Search the records for "React". Copy every line where it appears.

### RECORDED DATA ###

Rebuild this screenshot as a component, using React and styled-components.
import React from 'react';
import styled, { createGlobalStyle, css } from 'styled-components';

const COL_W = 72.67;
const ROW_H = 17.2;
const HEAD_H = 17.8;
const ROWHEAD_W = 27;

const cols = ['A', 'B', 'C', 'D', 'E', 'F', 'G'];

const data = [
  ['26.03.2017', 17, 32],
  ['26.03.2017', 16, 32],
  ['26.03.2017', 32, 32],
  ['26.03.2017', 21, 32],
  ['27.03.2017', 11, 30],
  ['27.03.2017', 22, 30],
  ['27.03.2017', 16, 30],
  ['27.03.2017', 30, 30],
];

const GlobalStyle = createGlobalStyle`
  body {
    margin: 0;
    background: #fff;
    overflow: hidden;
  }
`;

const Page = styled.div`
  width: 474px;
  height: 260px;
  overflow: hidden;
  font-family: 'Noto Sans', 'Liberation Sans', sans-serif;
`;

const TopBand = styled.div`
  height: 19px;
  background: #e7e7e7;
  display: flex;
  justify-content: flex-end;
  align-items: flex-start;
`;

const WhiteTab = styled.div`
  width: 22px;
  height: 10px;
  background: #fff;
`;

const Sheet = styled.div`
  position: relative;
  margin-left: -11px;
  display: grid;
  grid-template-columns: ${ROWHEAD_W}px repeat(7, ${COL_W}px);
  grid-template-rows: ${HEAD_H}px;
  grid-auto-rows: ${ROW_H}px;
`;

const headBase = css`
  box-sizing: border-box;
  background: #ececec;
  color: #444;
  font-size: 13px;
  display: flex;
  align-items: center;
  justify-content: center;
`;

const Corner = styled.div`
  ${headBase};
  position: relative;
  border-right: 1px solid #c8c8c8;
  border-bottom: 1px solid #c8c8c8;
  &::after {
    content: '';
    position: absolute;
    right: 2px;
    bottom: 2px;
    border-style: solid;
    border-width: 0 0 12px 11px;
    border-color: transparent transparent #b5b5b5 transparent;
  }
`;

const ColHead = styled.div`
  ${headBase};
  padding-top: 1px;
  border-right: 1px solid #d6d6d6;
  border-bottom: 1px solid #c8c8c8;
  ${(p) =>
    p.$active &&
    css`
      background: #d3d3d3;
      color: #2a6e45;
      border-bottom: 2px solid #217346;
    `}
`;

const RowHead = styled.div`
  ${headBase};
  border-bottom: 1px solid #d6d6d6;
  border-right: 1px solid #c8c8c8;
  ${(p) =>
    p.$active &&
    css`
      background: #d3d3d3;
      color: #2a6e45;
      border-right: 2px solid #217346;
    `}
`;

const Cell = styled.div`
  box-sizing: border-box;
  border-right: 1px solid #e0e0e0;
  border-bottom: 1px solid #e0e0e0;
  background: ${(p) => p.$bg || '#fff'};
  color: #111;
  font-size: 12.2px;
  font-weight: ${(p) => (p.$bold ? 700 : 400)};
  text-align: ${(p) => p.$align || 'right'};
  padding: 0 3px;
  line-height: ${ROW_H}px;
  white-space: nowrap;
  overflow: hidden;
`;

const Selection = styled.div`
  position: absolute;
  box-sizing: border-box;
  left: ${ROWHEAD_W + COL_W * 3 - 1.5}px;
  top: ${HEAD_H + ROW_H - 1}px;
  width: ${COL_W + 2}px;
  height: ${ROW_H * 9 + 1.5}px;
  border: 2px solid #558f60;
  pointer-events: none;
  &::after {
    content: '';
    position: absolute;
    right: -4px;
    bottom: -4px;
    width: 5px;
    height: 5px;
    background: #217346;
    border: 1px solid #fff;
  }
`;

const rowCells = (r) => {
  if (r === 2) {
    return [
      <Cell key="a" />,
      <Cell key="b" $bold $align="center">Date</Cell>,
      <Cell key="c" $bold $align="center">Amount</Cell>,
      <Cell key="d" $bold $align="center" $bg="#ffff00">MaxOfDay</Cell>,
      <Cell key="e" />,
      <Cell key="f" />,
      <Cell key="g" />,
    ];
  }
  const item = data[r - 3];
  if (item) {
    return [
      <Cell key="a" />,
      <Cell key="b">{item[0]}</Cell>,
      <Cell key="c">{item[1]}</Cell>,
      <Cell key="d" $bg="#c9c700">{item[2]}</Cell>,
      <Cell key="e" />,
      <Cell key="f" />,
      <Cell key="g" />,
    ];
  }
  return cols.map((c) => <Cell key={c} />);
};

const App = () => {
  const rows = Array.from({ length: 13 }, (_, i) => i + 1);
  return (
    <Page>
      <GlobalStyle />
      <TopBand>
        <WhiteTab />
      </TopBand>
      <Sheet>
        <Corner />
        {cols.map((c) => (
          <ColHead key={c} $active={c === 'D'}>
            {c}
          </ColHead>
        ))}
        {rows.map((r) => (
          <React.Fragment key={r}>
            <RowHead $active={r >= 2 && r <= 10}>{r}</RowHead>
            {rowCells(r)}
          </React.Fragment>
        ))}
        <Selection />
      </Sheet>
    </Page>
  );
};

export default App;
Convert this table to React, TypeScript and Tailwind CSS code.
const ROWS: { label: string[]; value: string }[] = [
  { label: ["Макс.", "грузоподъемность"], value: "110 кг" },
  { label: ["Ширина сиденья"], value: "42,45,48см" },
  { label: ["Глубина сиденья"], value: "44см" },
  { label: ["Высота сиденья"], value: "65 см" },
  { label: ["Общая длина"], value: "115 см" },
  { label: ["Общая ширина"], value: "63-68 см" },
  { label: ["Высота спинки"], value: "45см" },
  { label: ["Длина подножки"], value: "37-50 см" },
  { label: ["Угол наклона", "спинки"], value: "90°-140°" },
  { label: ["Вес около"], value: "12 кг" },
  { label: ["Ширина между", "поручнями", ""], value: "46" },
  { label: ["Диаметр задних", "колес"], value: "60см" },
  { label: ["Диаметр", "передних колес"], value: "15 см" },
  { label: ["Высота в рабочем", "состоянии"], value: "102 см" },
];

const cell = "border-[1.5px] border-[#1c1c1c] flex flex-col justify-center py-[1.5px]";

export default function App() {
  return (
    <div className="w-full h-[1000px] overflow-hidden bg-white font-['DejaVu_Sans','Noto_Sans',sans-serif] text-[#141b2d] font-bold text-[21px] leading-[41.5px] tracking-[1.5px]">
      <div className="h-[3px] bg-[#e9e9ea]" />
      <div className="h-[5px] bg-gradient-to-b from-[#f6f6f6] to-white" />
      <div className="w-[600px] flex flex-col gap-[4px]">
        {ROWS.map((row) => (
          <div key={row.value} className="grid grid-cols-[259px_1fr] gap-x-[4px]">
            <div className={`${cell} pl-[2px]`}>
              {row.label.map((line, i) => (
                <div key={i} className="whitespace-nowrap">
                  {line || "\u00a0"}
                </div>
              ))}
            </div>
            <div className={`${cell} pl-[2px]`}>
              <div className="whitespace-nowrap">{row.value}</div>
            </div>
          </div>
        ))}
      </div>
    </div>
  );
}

###

* **TASK RESPONSE**:
Rebuild this screenshot as a component, using React and styled-components.
import React from 'react';
          <React.Fragment key={r}>
          </React.Fragment>
Convert this table to React, TypeScript and Tailwind CSS code.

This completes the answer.